2. QUALE POSIZIONE HA IL MINISTERO SUL TEMA DELLE GABBIE?
Perché Borrello non ha detto nulla sul tema delle gabbie? Sia nel servizio sui maiali, sia nel servizio sulle galline emerge ancora una volta la terribile condizione delle gabbie, in cui sono rinchiusi più di 300 milioni di animali in tutta Europa.
Più di 140 organizzazioni chiedono l’eliminazione delle gabbie, con il sostegno dell’Intergruppo per i diritti animali del Parlamento e di decine di parlamentari europei, senza contare che lo stesso Ministro della Salute Giulia Grillo ha firmato la petizione per chiederne la cancellazione.
Perché di fronte alle immagini andate in onda ieri sera il rappresentante del Ministero non ha espresso queste problematiche?
Perché non ha specificato che anche l’Efsa – l’Autorità europea per la sicurezza alimentare – ha dichiarato in un parere molto recente che negli allevamenti in gabbia c’è un rischio maggiore che si sviluppi la salmonella, mettendo quindi a rischio la salute dei consumatori?

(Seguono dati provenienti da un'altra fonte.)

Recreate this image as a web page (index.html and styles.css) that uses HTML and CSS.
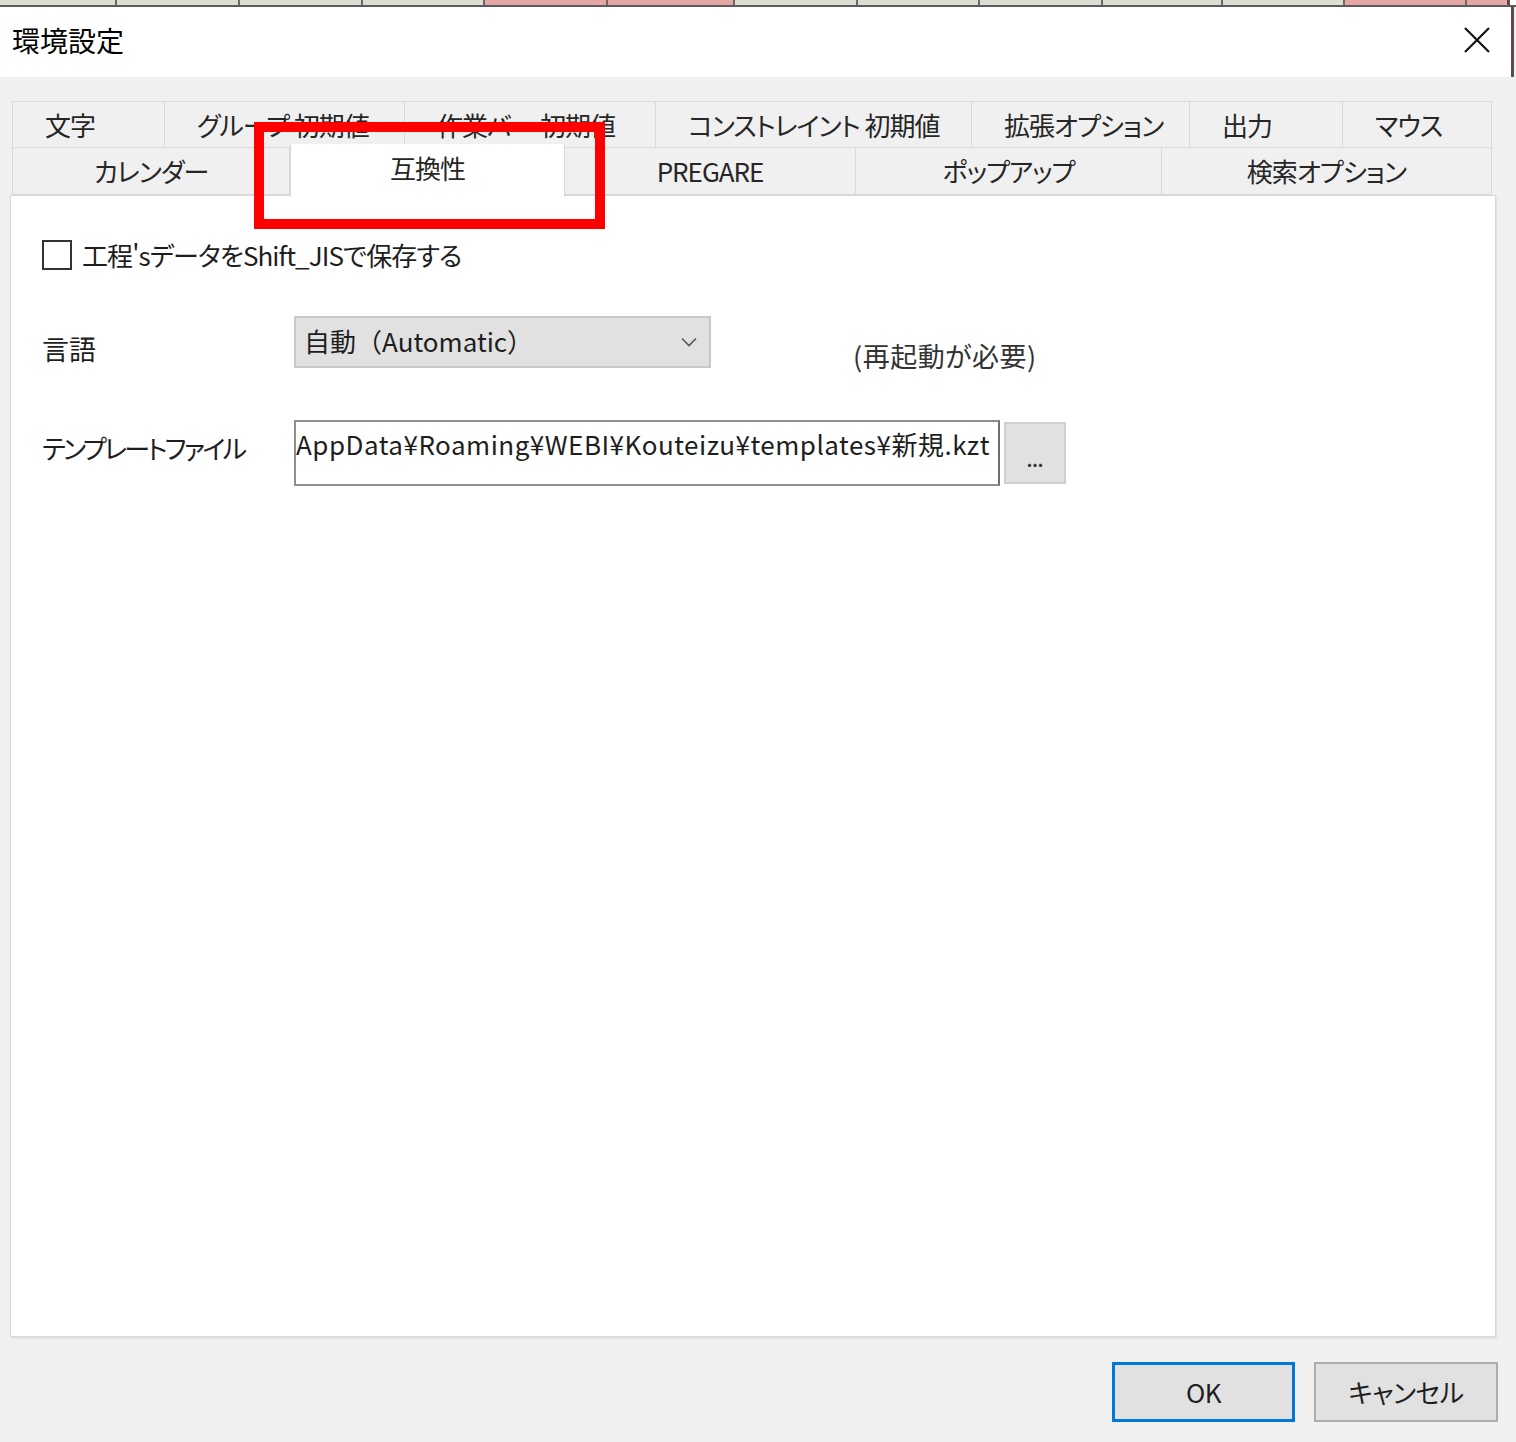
FILE: index.html
```html
<!DOCTYPE html>
<html lang="ja">
<head>
<meta charset="utf-8">
<title>環境設定</title>
<link rel="stylesheet" href="styles.css">
</head>
<body>
<div class="strip">
  <div class="cell w117"></div>
  <div class="cell w123"></div>
  <div class="cell w123"></div>
  <div class="cell w122"></div>
  <div class="cell pink w123"></div>
  <div class="cell pink w127"></div>
  <div class="cell w123"></div>
  <div class="cell w122"></div>
  <div class="cell w123"></div>
  <div class="cell w120"></div>
  <div class="cell w122"></div>
  <div class="cell pink w122"></div>
  <div class="cell pink last"></div>
</div>
<div class="titlebar">
  <div class="title">環境設定</div>
  <svg class="close" width="26" height="26" viewBox="0 0 26 26"><path d="M1 1 L25 25 M25 1 L1 25" stroke="#111" stroke-width="2.2" fill="none"/></svg>
</div>
<div class="body">
  <div class="tabs">
    <div class="tabrow back">
      <div class="tab" style="width:153px">文字</div>
      <div class="tab" style="width:240px">グループ 初期値</div>
      <div class="tab" style="width:251px">作業バー 初期値</div>
      <div class="tab" style="width:316px">コンストレイント 初期値</div>
      <div class="tab" style="width:218px">拡張オプション</div>
      <div class="tab" style="width:153px">出力</div>
      <div class="tab" style="width:149px">マウス</div>
    </div>
    <div class="tabrow front">
      <div class="tab" style="width:278px">カレンダー</div>
      <div class="tab selected" style="width:275px">互換性</div>
      <div class="tab" style="width:291px">PREGARE</div>
      <div class="tab" style="width:306px">ポップアップ</div>
      <div class="tab" style="width:330px">検索オプション</div>
    </div>
    <div class="highlight"></div>
  </div>
  <div class="panel">
    <div class="checkrow">
      <span class="checkbox"></span>
      <span class="checklabel">工程'sデータをShift_JISで保存する</span>
    </div>
    <div class="formrow langrow">
      <div class="label">言語</div>
      <div class="select">
        <span class="selval">自動（Automatic）</span>
        <svg width="16" height="10" viewBox="0 0 16 10"><path d="M1 1.5 L8 8.5 L15 1.5" stroke="#555" stroke-width="1.6" fill="none"/></svg>
      </div>
      <div class="note">(再起動が必要)</div>
    </div>
    <div class="formrow filerow">
      <div class="label narrow">テンプレートファイル</div>
      <div class="textbox"><span class="path">AppData¥Roaming¥WEBI¥Kouteizu¥templates¥新規.kzt</span></div>
      <div class="browse">...</div>
    </div>
  </div>
  <div class="buttons">
    <div class="btn ok">OK</div>
    <div class="btn">キャンセル</div>
  </div>
</div>
</body>
</html>
```
FILE: styles.css
```css
html, body {
  margin: 0;
  padding: 0;
}
body {
  width: 1516px;
  height: 1442px;
  overflow: hidden;
  background: #f0f0f0;
  font-family: "Noto Sans CJK JP", "Noto Sans", sans-serif;
  font-feature-settings: "palt";
  color: #1e1e1e;
}
.strip {
  display: flex;
  height: 5px;
  border-bottom: 2px solid #5b5b5b;
  background: #ffffff;
}
.cell {
  height: 5px;
  background: #deded3;
  border-right: 2px solid #6a6a6a;
  box-sizing: border-box;
}
.cell.pink { background: #e6a6a6; }
.w117 { width: 117px; }
.w120 { width: 120px; }
.w122 { width: 122px; }
.w123 { width: 123px; }
.w127 { width: 127px; }
.cell.last { width: 43px; border-right: 3px solid #5b4b4b; }
.titlebar {
  width: 1514px;
  height: 70px;
  background: #ffffff;
  border-right: 3px solid #5b4b4b;
  box-sizing: border-box;
  display: flex;
  align-items: center;
  justify-content: space-between;
  padding: 0 18px 0 12px;
}
.title {
  font-size: 28px;
  color: #000;
  line-height: 1;
  margin-top: -4px;
}
.close {
  margin-top: -4px;
  margin-right: 3px;
}
.body {
  display: flex;
  flex-direction: column;
}
.tabs {
  position: relative;
  margin: 24px 0 0 12px;
  display: flex;
  flex-direction: column;
}
.tabrow {
  display: flex;
  height: 47px;
}
.tab {
  box-sizing: border-box;
  height: 47px;
  border: 1px solid #d9d9d9;
  border-left: none;
  background: #f0f0f0;
  display: flex;
  align-items: center;
  justify-content: center;
  font-size: 26px;
  letter-spacing: -1px;
  color: #262626;
  line-height: 1;
  padding-top: 0;
}
.tabrow.back .tab {
  justify-content: flex-start;
  padding-left: 32px;
}
.tabrow .tab:first-child { border-left: 1px solid #d9d9d9; }
.tabrow + .tabrow .tab { border-top: none; }
.tab.selected {
  position: relative;
  z-index: 2;
  background: #ffffff;
  height: 53px;
  margin-top: -4px;
  border: 1px solid #d9d9d9;
  border-bottom: none;
  padding-bottom: 6px;
}
.highlight {
  position: absolute;
  z-index: 3;
  left: 242px;
  top: 21px;
  width: 351px;
  height: 107px;
  box-sizing: border-box;
  border: 10px solid #ff0000;
}
.panel {
  position: relative;
  z-index: 1;
  margin-left: 10px;
  width: 1486px;
  height: 1142px;
  box-sizing: border-box;
  background: #ffffff;
  border: 1px solid #d9d9d9;
  box-shadow: 1px 2px 0 #e3e3e3;
  padding: 44px 0 0 31px;
  display: flex;
  flex-direction: column;
}
.checkrow {
  display: flex;
  align-items: center;
  height: 30px;
}
.checkbox {
  width: 30px;
  height: 30px;
  box-sizing: border-box;
  border: 2px solid #333;
  background: #fff;
}
.checklabel {
  margin-left: 10px;
  font-size: 26px;
  letter-spacing: -0.9px;
  line-height: 1;
  color: #1e1e1e;
}
.formrow {
  display: flex;
  align-items: flex-start;
}
.label {
  width: 252px;
  flex: none;
  font-size: 27px;
  line-height: 1;
  color: #1e1e1e;
}
.label.narrow {
  font-size: 26px;
  letter-spacing: -2.6px;
}
.langrow { margin-top: 46px; }
.langrow .label { margin-top: 19px; }
.select {
  width: 417px;
  height: 52px;
  flex: none;
  box-sizing: border-box;
  background: #e1e1e1;
  border: 2px solid #c8c8c8;
  display: flex;
  align-items: center;
  justify-content: space-between;
  padding: 0 12px 0 8px;
  font-size: 26px;
  line-height: 1;
  color: #1e1e1e;
}
.selval {
  font-feature-settings: normal;
  margin-top: -2px;
}
.note {
  margin: 26px 0 0 142px;
  font-size: 27px;
  letter-spacing: 0.5px;
  line-height: 1;
  color: #333;
}
.filerow { margin-top: 51px; }
.filerow .label { margin-top: 15px; }
.textbox {
  width: 706px;
  height: 66px;
  flex: none;
  box-sizing: border-box;
  background: #fff;
  border: 2px solid #8f8f8f;
  border-right-color: #6f6f6f;
  overflow: hidden;
  display: flex;
  justify-content: flex-end;
  padding: 9px 8px 0 0;
}
.path {
  white-space: nowrap;
  font-size: 26px;
  letter-spacing: 0.5px;
  line-height: 1;
  color: #1e1e1e;
}
.browse {
  margin: 2px 0 0 4px;
  width: 62px;
  height: 62px;
  flex: none;
  box-sizing: border-box;
  background: #e1e1e1;
  border: 2px solid #cfcfcf;
  display: flex;
  align-items: flex-end;
  justify-content: center;
  padding-bottom: 14px;
  font-size: 17px;
  font-weight: bold;
  line-height: 1;
  color: #333;
}
.buttons {
  display: flex;
  justify-content: flex-end;
  gap: 19px;
  margin: 25px 18px 0 0;
}
.btn {
  width: 184px;
  height: 60px;
  box-sizing: border-box;
  background: #e1e1e1;
  border: 2px solid #adadad;
  display: flex;
  align-items: center;
  justify-content: center;
  font-size: 26px;
  letter-spacing: -0.5px;
  line-height: 1;
  color: #1e1e1e;
}
.btn.ok {
  width: 183px;
  border: 3px solid #0078d7;
}
```
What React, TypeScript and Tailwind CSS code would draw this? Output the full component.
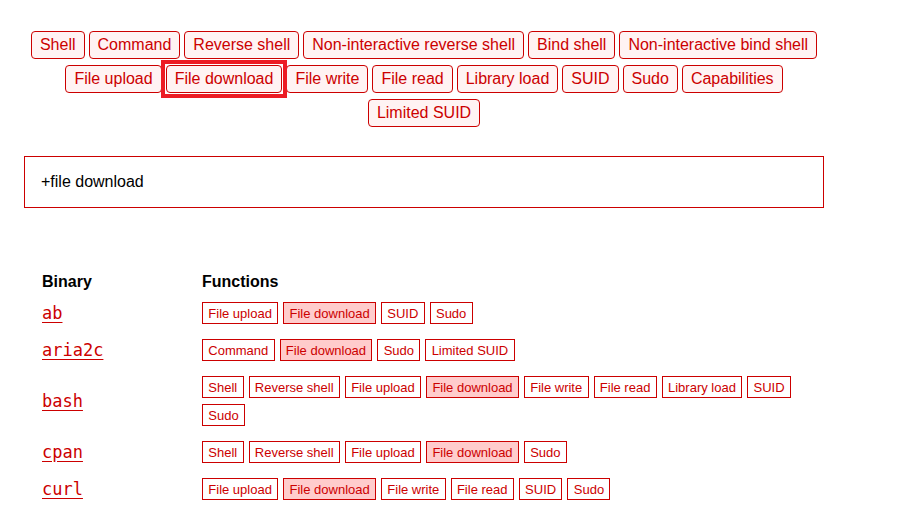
import React from 'react';

const filters = [
  'Shell',
  'Command',
  'Reverse shell',
  'Non-interactive reverse shell',
  'Bind shell',
  'Non-interactive bind shell',
  'File upload',
  'File download',
  'File write',
  'File read',
  'Library load',
  'SUID',
  'Sudo',
  'Capabilities',
  'Limited SUID',
];

const rows = [
  { name: 'ab', fns: ['File upload', 'File download', 'SUID', 'Sudo'] },
  { name: 'aria2c', fns: ['Command', 'File download', 'Sudo', 'Limited SUID'] },
  {
    name: 'bash',
    fns: ['Shell', 'Reverse shell', 'File upload', 'File download', 'File write', 'File read', 'Library load', 'SUID', 'Sudo'],
  },
  { name: 'cpan', fns: ['Shell', 'Reverse shell', 'File upload', 'File download', 'Sudo'] },
  { name: 'curl', fns: ['File upload', 'File download', 'File write', 'File read', 'SUID', 'Sudo'] },
];

const active = 'File download';

const App = () => {
  return (
    <div
      className="w-[914px] h-[510px] overflow-hidden bg-white text-black"
      style={{ fontFamily: '"Liberation Sans", Arial, sans-serif' }}
    >
      <div className="ml-[24px] w-[800px] pt-[31px]">
        {/* filter buttons */}
        <div className="flex flex-wrap justify-center gap-x-[4px] gap-y-[6px]">
          {filters.map((f) => (
            <button
              key={f}
              className="relative h-[28px] px-[8px] flex items-center rounded-[4px] border border-[#cc0000] bg-[#fff3f3] text-[#cc0000] text-[16px] leading-none"
            >
              {f}
              {f === active && (
                <span className="absolute -inset-[6px] border-4 border-[#ec1c24] pointer-events-none z-10" />
              )}
            </button>
          ))}
        </div>

        {/* search box */}
        <div className="mt-[29px] h-[52px] border border-[#cc0000] flex items-center px-[16px] text-[16px]">
          +file download
        </div>

        {/* table */}
        <div className="mt-[61px] px-[18px]">
          <div className="h-[26px] flex items-center font-bold text-[16px] leading-none">
            <div className="w-[160px]">Binary</div>
            <div>Functions</div>
          </div>
          {rows.map((r) => (
            <div key={r.name} className="flex items-center pt-[7px] pb-[8px] leading-none">
              <div className="w-[160px] shrink-0 h-[22px] flex items-center">
                <a
                  href="#"
                  className="text-[#cc0000] underline underline-offset-[3px] text-[17px] leading-none"
                  style={{ fontFamily: '"DejaVu Sans Mono", monospace' }}
                >
                  {r.name}
                </a>
              </div>
              <div className="flex-1 flex flex-wrap gap-x-[5px] gap-y-[6px]">
                {r.fns.map((fn) => (
                  <span
                    key={fn}
                    className={
                      fn === active
                        ? 'h-[22px] px-[5.3px] flex items-center border border-[#cc0000] bg-[#ffcccc] text-[#cc0000] text-[13px] leading-none'
                        : 'h-[22px] px-[5.3px] flex items-center border border-[#cc0000] bg-white text-[#cc0000] text-[13px] leading-none'
                    }
                  >
                    {fn}
                  </span>
                ))}
              </div>
            </div>
          ))}
        </div>
      </div>
    </div>
  );
};

export default App;
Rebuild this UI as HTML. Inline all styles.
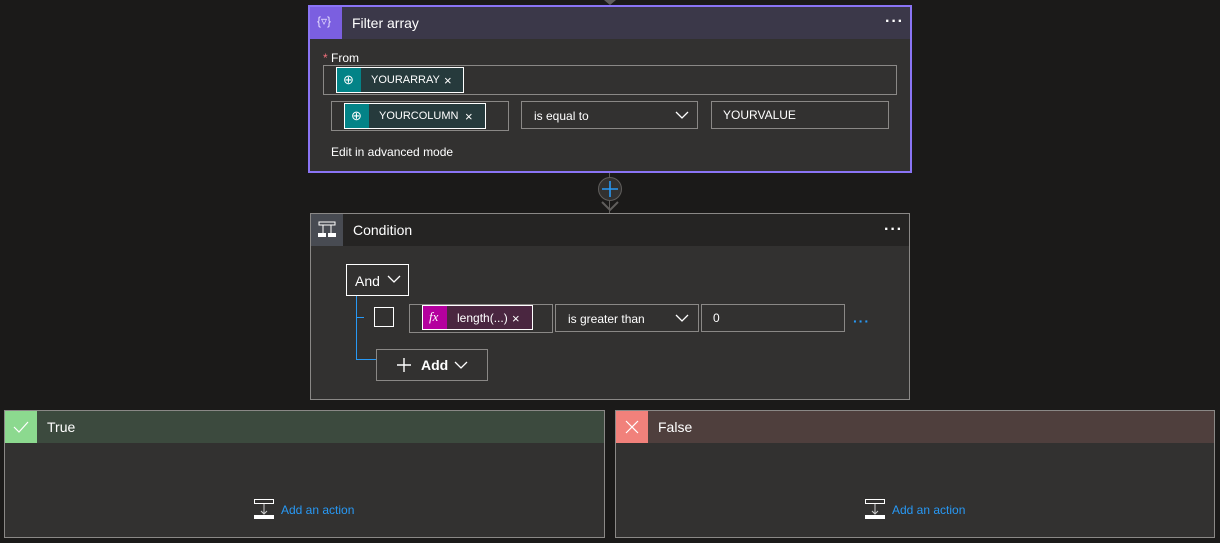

3. IN CHE MODO IL MINISTERO GARANTISCE LA TRASPARENZA NELL’UTILIZZO DEI SOLDI DEI CONTRIBUENTI?
Il settore degli allevamenti intensivi raccoglie miliardi di euro di sussidi a livello europeo, soldi dei contribuenti che vanno a sostenere un comparto che ad oggi conta migliaia di allevamenti e milioni di capi allevati, un comparto che causa inquinamento, sofferenze animali e mette a rischio la salute dei consumatori.
Perché non è stato spiegato nel dettaglio in che modo il Ministero sta lavorando con i veterinari pubblici per garantire i diritti dei consumatori e di chi invece sceglie di non consumare carne e derivati ma finanzia indirettamente questo sistema con le tasse?
Solo pochi giorni fa sono stati condannati due veterinari che lavoravano presso un macello Italcarni a Brescia proprio perché non controllavano gli abusi che venivano commessi regolarmente al suo interno.
Servono quindi delle spiegazioni, perché l’istituzione al servizio del cittadino – e che spende soldi pubblici – ha il dovere di agire e di dimostrare chiaramente di aver agito e controllato.